Причиной популярности образа в данном случае (как и во многих других) стало, по-видимому, то, что привнесенная система христианского мировоззрения нашла опору в местном общественном сознании. Христианская идеологема оказалась созвучна языческим представлениям, о которых писал А.П. Щапов: «Первобытные предки наши сначала невольно ужасались, страшились таинственной, магически-чарующей красоты девичьей и ее непреодолимой, томительно-притягательной половой силы, предполагая в них какую-то невидимую силу демоническую, магически обворожительную, волшебно-чародейную. И вот из этого-то страха или трепетного обаяния и очарования, вероятно, и произошло первобытное преклонение «богине-деве» и богине любви и брака – «Ладе».

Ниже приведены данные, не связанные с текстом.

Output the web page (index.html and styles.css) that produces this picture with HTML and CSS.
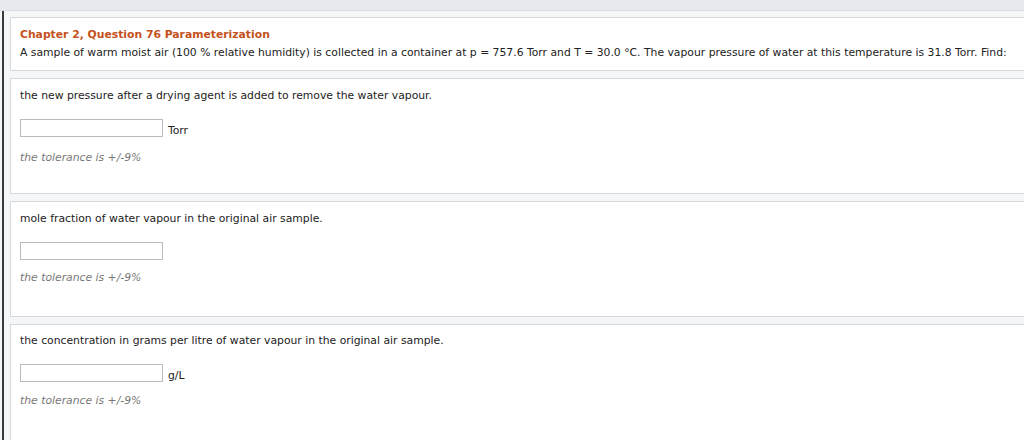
FILE: index.html
```html
<!DOCTYPE html>
<html lang="en">
<head>
    <meta charset="UTF-8">
    <title>Chapter 2, Question 76 Parameterization</title>
    <link rel="stylesheet" href="styles.css">
</head>
<body>
    <div class="topbar"></div>
    <div class="page">
        <div class="box intro">
            <div class="title">Chapter 2, Question 76 Parameterization</div>
            <div class="text">A sample of warm moist air (100 % relative humidity) is collected in a container at p = 757.6 Torr and T = 30.0 °C. The vapour pressure of water at this temperature is 31.8 Torr. Find:</div>
        </div>

        <div class="box part">
            <div class="text">the new pressure after a drying agent is added to remove the water vapour.</div>
            <div class="answer">
                <input type="text">
                <span class="unit">Torr</span>
            </div>
            <div class="tolerance">the tolerance is +/-9%</div>
        </div>

        <div class="box part">
            <div class="text">mole fraction of water vapour in the original air sample.</div>
            <div class="answer no-unit">
                <input type="text">
            </div>
            <div class="tolerance">the tolerance is +/-9%</div>
        </div>

        <div class="box part last">
            <div class="text">the concentration in grams per litre of water vapour in the original air sample.</div>
            <div class="answer">
                <input type="text">
                <span class="unit">g/L</span>
            </div>
            <div class="tolerance">the tolerance is +/-9%</div>
        </div>
    </div>
</body>
</html>
```

FILE: styles.css
```css
body {
    margin: 0;
    font-family: "DejaVu Sans", Verdana, sans-serif;
    font-size: 10.8px;
    color: #222;
    background-color: #f4f6f8;
    overflow: hidden;
}
.topbar {
    height: 10px;
    background-color: #e6eaee;
    border-bottom: 1px solid #d9dde1;
}
.page {
    margin-left: 2px;
    border-left: 2px solid #3a3a3a;
    padding: 6px 0 0 6px;
    height: 440px;
}
.box {
    box-sizing: border-box;
    background: white;
    border: 1px solid #d5d9dd;
    border-right: none;
    margin-bottom: 7px;
    padding: 0 9px;
    margin-right: -20px;
}
.intro {
    height: 54px;
    padding-top: 9px;
}
.title {
    color: #c4511c;
    font-weight: bold;
    line-height: 15px;
}
.intro .text {
    margin-top: 3px;
    line-height: 15px;
}
.part {
    height: 116px;
    padding-top: 9px;
}
.part.last {
    height: 140px;
    padding-top: 8px;
}
.part .text {
    line-height: 15px;
}
.answer {
    display: flex;
    align-items: flex-start;
    margin-top: 16px;
    height: 18px;
}
input {
    width: 143px;
    height: 18px;
    box-sizing: border-box;
    border: 1px solid #b9bdc1;
    margin: 0;
    padding: 1px 3px;
}
.unit {
    margin-left: 5px;
    margin-top: 5px;
    line-height: 14px;
}
.tolerance {
    margin-top: 14px;
    color: #777;
    font-style: italic;
}
.no-unit + .tolerance {
    margin-top: 11px;
}
.last .tolerance {
    margin-top: 12px;
}
```
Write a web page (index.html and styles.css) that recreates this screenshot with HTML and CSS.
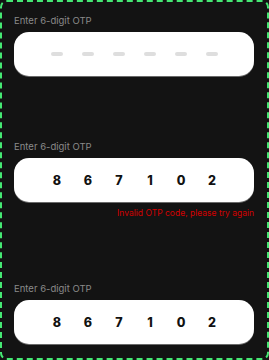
FILE: index.html
```html
<!DOCTYPE html>
<html>
<head>
<meta charset="utf-8">
<link rel="stylesheet" href="styles.css">
</head>
<body>
<div class="frame">
  <div class="field">
    <div class="label">Enter 6-digit OTP</div>
    <div class="otp">
      <span class="dash"></span><span class="dash"></span><span class="dash"></span><span class="dash"></span><span class="dash"></span><span class="dash"></span>
    </div>
  </div>
  <div class="field">
    <div class="label">Enter 6-digit OTP</div>
    <div class="otp">
      <span class="digit">8</span><span class="digit">6</span><span class="digit">7</span><span class="digit">1</span><span class="digit">0</span><span class="digit">2</span>
    </div>
    <div class="error">Invalid OTP code, please try again</div>
  </div>
  <div class="field">
    <div class="label">Enter 6-digit OTP</div>
    <div class="otp">
      <span class="digit">8</span><span class="digit">6</span><span class="digit">7</span><span class="digit">1</span><span class="digit">0</span><span class="digit">2</span>
    </div>
  </div>
</div>
</body>
</html>
```

FILE: styles.css
```css
html, body {
  margin: 0;
  padding: 0;
  background: #131313;
}
.frame {
  box-sizing: border-box;
  width: 269px;
  height: 360px;
  border: 2px dashed #45e873;
  border-radius: 7px;
  background: #131313;
  padding: 13px 13px 14px 12px;
  display: flex;
  flex-direction: column;
  justify-content: space-between;
  font-family: Inter, "Liberation Sans", sans-serif;
}
.field {
  display: flex;
  flex-direction: column;
}
.label {
  color: #8a8a8a;
  font-size: 9.5px;
  line-height: 12px;
  margin-bottom: 5px;
}
.otp {
  height: 44px;
  background: #ffffff;
  border-radius: 15px;
  box-shadow: 0 1px 0 #6a6a6a;
  display: flex;
  align-items: center;
  padding-left: 37px;
  gap: 19px;
}
.dash {
  width: 12px;
  height: 4px;
  border-radius: 2px;
  background: #dedede;
}
.digit {
  width: 12px;
  text-align: center;
  font-size: 12.5px;
  font-weight: 800;
  color: #111;
}
.error {
  align-self: flex-end;
  color: #d40000;
  font-size: 8.5px;
  line-height: 10px;
  margin-top: 6px;
}
```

Страх-преклонение с введением православия сменился страхом-неприязнью. Однако представление о связи магической силы сексуальности с женским началом закрепилось как в сфере высокой культуры (идеологии), так и в обыденной картине мира (ментальности). Очевидно, поэтому образ знатной полячки, пытавшейся опутать своей прелестью преподобного Моисея Угрина в «Киево-Печерском патерике», и образ былинной колдуньи Маринки так схожи. Вообще в древнерусской литературе практически не встречаются сюжеты, посвященные теме половой любви и страсти. Слово о Моисее Угрине являет собой редкое исключение, выводя перед читателем персонажей, озвучивающих, пусть несколько односторонне, безмолвствующий в культуре Древней Руси комплекс эмоций, связанных с сексуальностью.